- Born: Chan Tha Chao 1966 (age 59–60) Kalemyo, Burma
- Occupation: Photographer
- Notable work: Burma: Something Went Wrong, Letter from PLF, Echo
- Website: chanchao.net

= Chan Chao =

American photographer

Chan Chao (born 1966 in Kalemyo, Burma) is an American photographer.

== Biography ==
Chao was born in Burma (now Myanmar) in 1966. He and his family left Burma for the United States in 1978.

Chao studied under John Gossage at the University of Maryland, College Park. When he turned 30, Chao decided to visit Burma for the first time since his family left but was denied a visa. Instead, he travelled to Thailand and crossed the border illegally into Burma, where he photographed a Burmese rebel camp. These images comprise his books Burma: Something Went Wrong and Letter from PLF. He also has a book of female nudes entitled Echo.

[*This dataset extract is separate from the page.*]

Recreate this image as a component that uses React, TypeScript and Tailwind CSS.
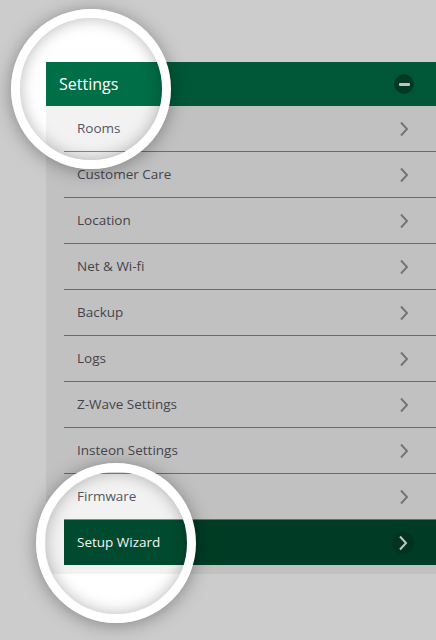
import React from "react";

const ITEMS = [
  "Rooms",
  "Customer Care",
  "Location",
  "Net & Wi-fi",
  "Backup",
  "Logs",
  "Z-Wave Settings",
  "Insteon Settings",
  "Firmware",
];

// spotlight rings: centre + outer radius
const SPOTS = [
  { cx: 91, cy: 89 },
  { cx: 116, cy: 543 },
];
const OUTER = 80;
const INNER = 71;

function Chevron({ light }: { light?: boolean }) {
  return (
    <svg width="20" height="20" viewBox="0 0 20 20" className="shrink-0">
      <polyline
        points="7,3.5 13,10 7,16.5"
        fill="none"
        stroke={light ? "#f4f4f4" : "#949494"}
        strokeWidth="2"
      />
    </svg>
  );
}

function holePath() {
  let d = "M0 0H436V640H0Z";
  for (const { cx, cy } of SPOTS) {
    d += ` M${cx - INNER} ${cy} a${INNER} ${INNER} 0 1 0 ${INNER * 2} 0 a${INNER} ${INNER} 0 1 0 ${-INNER * 2} 0Z`;
  }
  return d;
}

export default function App() {
  return (
    <div
      className="relative h-[640px] w-full overflow-hidden bg-white pt-[62px] pl-[46px]"
      style={{ fontFamily: '"Open Sans", "Noto Sans", sans-serif' }}
    >
      <div className="bg-[#f2f2f2] pb-[9px]">
        {/* header */}
        <div className="flex h-[44px] items-center justify-between bg-[#006e47] pl-[13px] pr-[22px]">
          <span className="text-[16px] text-white">Settings</span>
          <span className="flex h-[20px] w-[20px] items-center justify-center rounded-full bg-[#00492e]">
            <span className="h-[3px] w-[11px] rounded-[1px] bg-[#f2f2f2]" />
          </span>
        </div>

        {/* rows */}
        <div className="ml-[18px]">
          {ITEMS.map((label) => (
            <div
              key={label}
              className="flex h-[46px] items-center justify-between border-b border-[#878787] pl-[13px] pr-[22px]"
            >
              <span className="text-[13.5px] text-[#56565f]">{label}</span>
              <Chevron />
            </div>
          ))}
          <div className="flex h-[45px] items-center justify-between bg-[#004b2f] pl-[13px] pr-[22px]">
            <span className="text-[13.5px] text-[#f4f4f4]">Setup Wizard</span>
            <span className="flex h-[22px] w-[22px] items-center justify-center rounded-full bg-[#004128]">
              <Chevron light />
            </span>
          </div>
        </div>
      </div>

      {/* dim overlay with spotlight holes */}
      <svg
        className="pointer-events-none absolute left-0 top-0"
        width="436"
        height="640"
        viewBox="0 0 436 640"
      >
        <path d={holePath()} fill="rgba(0,0,0,0.2)" fillRule="evenodd" />
      </svg>

      {SPOTS.map(({ cx, cy }) => (
        <div
          key={cx}
          className="pointer-events-none absolute h-[160px] w-[160px] rounded-full border-[9px] border-white shadow-[0_2px_18px_rgba(0,0,0,0.35),inset_0_0_16px_rgba(0,0,0,0.28)]"
          style={{ left: cx - OUTER, top: cy - OUTER }}
        />
      ))}
    </div>
  );
}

His Burma portraits were included in the 2002 Whitney Biennial. Chao was one of 113 artists selected for the show. One of the curators of the show said, "With Chan Chao's photos, there certainly is a quality of photojournalism… but they are also pieces of art."

Chao's photographs are in the permanent collection of the Hirshhorn Museum and Sculpture Garden, the National Gallery of Art (through a 2015 acquisition of works previously in the Corcoran Gallery of Art), the Whitney Museum of American Art, the San Francisco Museum of Modern Art, the Los Angeles County Museum of Art, the New Orleans Museum of Art, and the LaSalle Bank Photography Collection. His work has been published in Colors Magazine, Conde Nast Traveler, GEO Magazine, Culture+Travel Magazine and The Walrus.

Chan Chao lives in the Washington, D.C., area. He teaches photography at George Washington University and American University. He previously taught at the Corcoran College of Art and Design.